--- Start of DATA ENTRIES ---
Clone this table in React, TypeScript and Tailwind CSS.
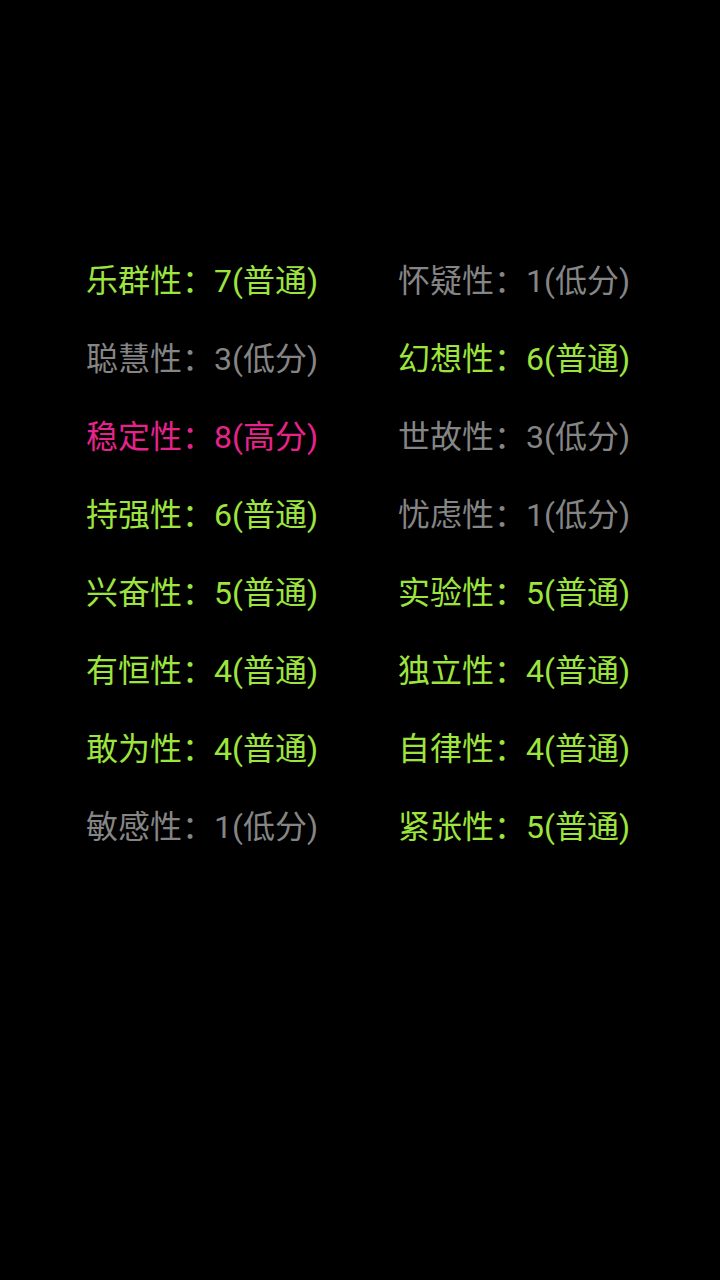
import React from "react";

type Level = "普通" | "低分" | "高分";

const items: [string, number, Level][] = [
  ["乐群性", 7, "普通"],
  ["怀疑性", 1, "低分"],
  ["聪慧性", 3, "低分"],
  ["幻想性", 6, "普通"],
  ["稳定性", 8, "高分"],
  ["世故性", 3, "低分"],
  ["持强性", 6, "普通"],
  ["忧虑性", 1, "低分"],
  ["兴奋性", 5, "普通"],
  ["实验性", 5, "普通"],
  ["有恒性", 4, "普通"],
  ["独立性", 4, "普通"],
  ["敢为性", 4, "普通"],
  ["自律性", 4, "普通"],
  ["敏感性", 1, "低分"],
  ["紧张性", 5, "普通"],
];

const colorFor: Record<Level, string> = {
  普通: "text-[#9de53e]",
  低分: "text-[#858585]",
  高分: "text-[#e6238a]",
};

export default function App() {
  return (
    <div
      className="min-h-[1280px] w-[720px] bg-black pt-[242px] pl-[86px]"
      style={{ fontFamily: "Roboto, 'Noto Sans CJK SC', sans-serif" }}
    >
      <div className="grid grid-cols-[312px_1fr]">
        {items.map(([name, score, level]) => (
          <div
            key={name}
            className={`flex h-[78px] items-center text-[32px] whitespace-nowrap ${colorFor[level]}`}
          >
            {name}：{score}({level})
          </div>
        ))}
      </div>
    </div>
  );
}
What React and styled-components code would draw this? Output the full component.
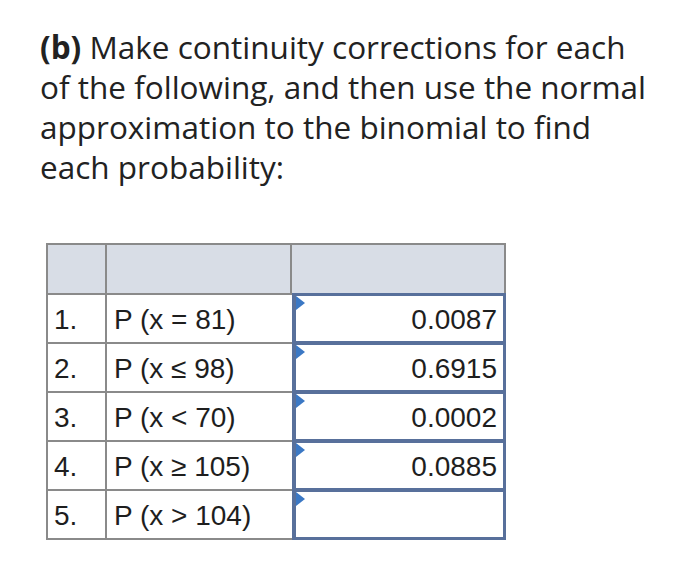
--- End of DATA ENTRIES ---
Repeat the records above verbatim, with no pictures in the result.

Clone this table in React, TypeScript and Tailwind CSS.
import React from "react";

type Level = "普通" | "低分" | "高分";

const items: [string, number, Level][] = [
  ["乐群性", 7, "普通"],
  ["怀疑性", 1, "低分"],
  ["聪慧性", 3, "低分"],
  ["幻想性", 6, "普通"],
  ["稳定性", 8, "高分"],
  ["世故性", 3, "低分"],
  ["持强性", 6, "普通"],
  ["忧虑性", 1, "低分"],
  ["兴奋性", 5, "普通"],
  ["实验性", 5, "普通"],
  ["有恒性", 4, "普通"],
  ["独立性", 4, "普通"],
  ["敢为性", 4, "普通"],
  ["自律性", 4, "普通"],
  ["敏感性", 1, "低分"],
  ["紧张性", 5, "普通"],
];

const colorFor: Record<Level, string> = {
  普通: "text-[#9de53e]",
  低分: "text-[#858585]",
  高分: "text-[#e6238a]",
};

export default function App() {
  return (
    <div
      className="min-h-[1280px] w-[720px] bg-black pt-[242px] pl-[86px]"
      style={{ fontFamily: "Roboto, 'Noto Sans CJK SC', sans-serif" }}
    >
      <div className="grid grid-cols-[312px_1fr]">
        {items.map(([name, score, level]) => (
          <div
            key={name}
            className={`flex h-[78px] items-center text-[32px] whitespace-nowrap ${colorFor[level]}`}
          >
            {name}：{score}({level})
          </div>
        ))}
      </div>
    </div>
  );
}
What React and styled-components code would draw this? Output the full component.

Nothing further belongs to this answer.